When reheating, I always use low heat and stir frequently. The soup tends to thicken significantly when cold, so I often add a splash of chicken stock or milk to restore the original consistency. Never microwave on high power, as this can cause separation.
Variations and Customizations
Loaded Baked Potato Soup: Add sour cream swirls and extra bacon bits for the full loaded experience.
Healthier Version: Substitute half the heavy cream with Greek yogurt and use turkey bacon for reduced calories.
Vegetarian Adaptation: Replace bacon with mushrooms for umami depth and use vegetable stock instead of chicken.
Spicy Twist: Add jalapeños with the onions and a dash of hot sauce for heat lovers.
Seasonal Variation: Include corn kernels and diced bell peppers for a summer-inspired version.
Frequently Asked Questions
Can I make this soup ahead of time? Absolutely! I often prepare this soup a day in advance. The flavors actually improve overnight as they meld together. Just remember to thin it slightly when reheating as it will thicken in the refrigerator.
What’s the best way to prevent the soup from curdling? Keep the temperature low once you add dairy products and never let it boil. If you’re concerned about curdling, temper the cream by adding a small amount of hot soup to it before incorporating it into the pot.
Can I freeze leftover potato soup? While you can freeze this soup for up to three months, the texture may change slightly upon thawing. The dairy can separate, but whisking vigorously while reheating usually resolves this issue.
How do I make the soup thicker without flour? Mash more of the potatoes directly in the pot, or blend a larger portion of the soup. You can also add instant potato flakes gradually until you reach desired consistency.
What type of cheese works best? Sharp cheddar provides the most authentic flavor, but I’ve successfully used Gruyère, Monterey Jack, and even smoked cheddar for different flavor profiles.
Is there a dairy-free version? Replace heavy cream with full-fat coconut milk and use nutritional yeast instead of cheese. The flavor will be different but still delicious.

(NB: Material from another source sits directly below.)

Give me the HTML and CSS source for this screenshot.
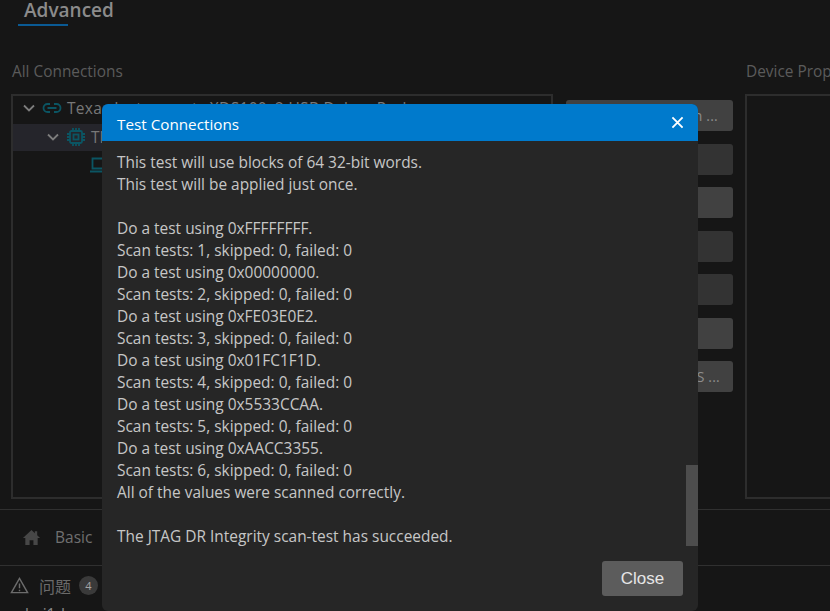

How long does it take to make from start to finish? Plan for about 45 minutes of active cooking time, plus 30 minutes of simmering. Total time is approximately 1 hour and 15 minutes.
Can I use a slow cooker? Yes! Cook vegetables and bacon in a pan first, then transfer everything except cream and cheese to a slow cooker. Cook on low for 4-6 hours, then stir in dairy products during the last 30 minutes.
What’s the secret to getting restaurant-quality taste? The key is building layers of flavor through proper technique – rendering bacon fat, creating a proper roux, and finishing with quality dairy products. Don’t rush any step.
How do I know when the potatoes are done? They should be fork-tender but not mushy. If you can easily pierce them with a fork but they still hold their shape, they’re perfect.
This recipe has become a staple in my kitchen, especially during fall and winter months. There’s something deeply satisfying about creating restaurant-quality soup in your own home, and the aroma that fills your kitchen while it’s cooking is absolutely incredible. Whether you’re serving it as a starter for a dinner party or making it the main event for a cozy family meal, this Outback Steakhouse-inspired potato soup never fails to impress.
The beauty of this recipe lies not just in its delicious results, but in its adaptability. Once you master the basic technique, you can customize it to suit your family’s preferences or dietary needs. I encourage you to make it your own while keeping the fundamental techniques that ensure success every time.